In the play one of the several women with whom Picasso is dallying at the time says to him, "You notice every woman, don't you?" and Picasso says Yes. She goes on, "Young women, old women, women in wheelchairs," and he says, Yes. And standing in the back of the theatre I said to myself, Ah, yet another way in which I am like those geniuses Picasso and Einstein.

What a strange thing to have said to myself. I notice a lot of very pretty women, sometimes I don't notice much of anyone or anything else. Completely different from Martin's Picasso. But I wanted very badly at the time to feel like a genius and so I clutched at that straw and said falsely to Picasso's ghost, Ah yes.

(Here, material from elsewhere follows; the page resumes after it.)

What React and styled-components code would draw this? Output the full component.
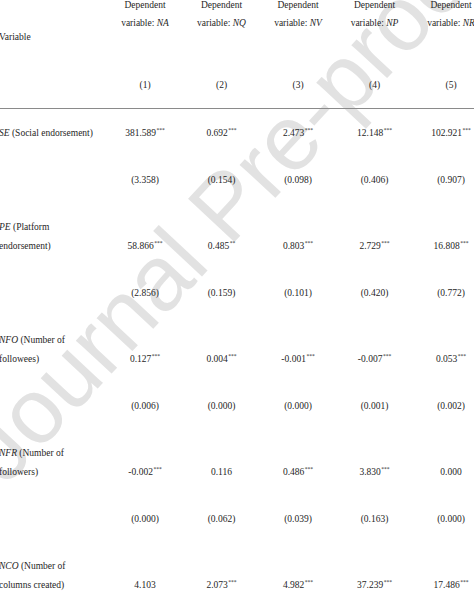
import React from "react";
import styled, { createGlobalStyle } from "styled-components";

const Global = createGlobalStyle`
  html, body { margin: 0; padding: 0; background: #ffffff; overflow: hidden; }
  #root { width: 474px; height: 591px; overflow: hidden; position: relative; }
`;

const Page = styled.div`
  position: relative;
  width: 474px;
  height: 591px;
  overflow: hidden;
  background: #ffffff;
  font-family: "Liberation Serif", "Times New Roman", serif;
  font-size: 9.5px;
  color: #262626;
`;

const Watermark = styled.div`
  position: absolute;
  left: 225px;
  top: 205px;
  transform: translate(-50%, -50%) rotate(-47deg);
  font-family: "Liberation Sans", Arial, sans-serif;
  font-size: 92px;
  white-space: nowrap;
  color: #e2e2e2;
  z-index: 0;
  pointer-events: none;
  line-height: 1;
`;

const Table = styled.div`
  position: relative;
  z-index: 1;
  display: grid;
  grid-template-columns: 107.75px repeat(5, 76.5px);
  margin-top: -33.6px;
  margin-left: -1px;
  line-height: 18.6px;
  white-space: nowrap;
`;

const VariableHead = styled.div`
  grid-row: 1 / span 2;
  grid-column: 1;
  align-self: center;
  text-align: left;
`;

const DepHead = styled.div`
  grid-row: 1;
  height: 96px;
  display: flex;
  flex-direction: column;
  justify-content: center;
  align-items: center;
  text-align: center;
`;

const NumHead = styled.div`
  grid-row: 2;
  height: 45.2px;
  display: flex;
  align-items: center;
  justify-content: center;
`;

const Rule = styled.div`
  grid-column: 1 / -1;
  height: 1.8px;
  background: #8a8a8a;
  margin-left: 1px;
`;

const LabelCell = styled.div`
  grid-column: 1;
  padding: 14.3px 0;
  text-align: left;
`;

const ValueCell = styled.div`
  padding: 14.3px 0;
  text-align: center;
  align-self: end;
`;

const Stars = styled.sup`
  font-size: 5.5px;
  line-height: 0;
  vertical-align: 3.6px;
  margin-left: 0.5px;
`;

const It = styled.i`
  font-style: italic;
`;

const deps = ["NA", "NQ", "NV", "NP", "NR"];

const rows = [
  { label: [<><It>SE</It> (Social endorsement)</>],
    values: [["381.589", "***"], ["0.692", "***"], ["2.473", "***"], ["12.148", "***"], ["102.921", "***"]] },
  { label: [""], values: [["(3.358)"], ["(0.154)"], ["(0.098)"], ["(0.406)"], ["(0.907)"]] },
  { label: [<><It>PE</It> (Platform</>, "endorsement)"],
    values: [["58.866", "***"], ["0.485", "**"], ["0.803", "***"], ["2.729", "***"], ["16.808", "***"]] },
  { label: [""], values: [["(2.856)"], ["(0.159)"], ["(0.101)"], ["(0.420)"], ["(0.772)"]] },
  { label: [<><It>NFO</It> (Number of</>, "followees)"],
    values: [["0.127", "***"], ["0.004", "***"], ["-0.001", "***"], ["-0.007", "***"], ["0.053", "***"]] },
  { label: [""], values: [["(0.006)"], ["(0.000)"], ["(0.000)"], ["(0.001)"], ["(0.002)"]] },
  { label: [<><It>NFR</It> (Number of</>, "followers)"],
    values: [["-0.002", "***"], ["0.116"], ["0.486", "***"], ["3.830", "***"], ["0.000"]] },
  { label: [""], values: [["(0.000)"], ["(0.062)"], ["(0.039)"], ["(0.163)"], ["(0.000)"]] },
  { label: [<><It>NCO</It> (Number of</>, "columns created)"],
    values: [["4.103"], ["2.073", "***"], ["4.982", "***"], ["37.239", "***"], ["17.486", "***"]] },
];

export default function App() {
  return (
    <Page>
      <Global />
      <Watermark>Journal Pre-proof</Watermark>
      <Table>
        <VariableHead>Variable</VariableHead>
        {deps.map((d) => (
          <DepHead key={d}>
            <span>Dependent</span>
            <span>variable: <It>{d}</It></span>
          </DepHead>
        ))}
        {deps.map((d, i) => (
          <NumHead key={"n" + d}>({i + 1})</NumHead>
        ))}
        <Rule />
        {rows.map((r, ri) => (
          <React.Fragment key={ri}>
            <LabelCell>
              {r.label.map((l, li) => (
                <div key={li}>{l === "" ? "\u00a0" : l}</div>
              ))}
            </LabelCell>
            {r.values.map(([v, s], vi) => (
              <ValueCell key={vi}>
                {v}
                {s && <Stars>{s}</Stars>}
              </ValueCell>
            ))}
          </React.Fragment>
        ))}
      </Table>
    </Page>
  );
}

My brother.

Occasionally I'll catch myself re-arranging reality like that, telling myself I share traits with a genius which I do not share in order to flatter myself, or not remembering the year the video of a sad song came out because it matched the miserable way I felt about a woman two years later, who when I was watching the video on the sepia TV was merely a friend and not yet an occasion for neurotic misery. In my mind I take fragments of remembered things, twist them around so that I'm viewing them from a different angle and then paste them back together in a composition like a Cubist painting.

(Of course, Picassso did that sort of thing on purpose, and with actual paint, and before anybody else except possibly Georges Braque, and so on and sort forth, and I don't mean to imply I'm doing anything remotely similar.)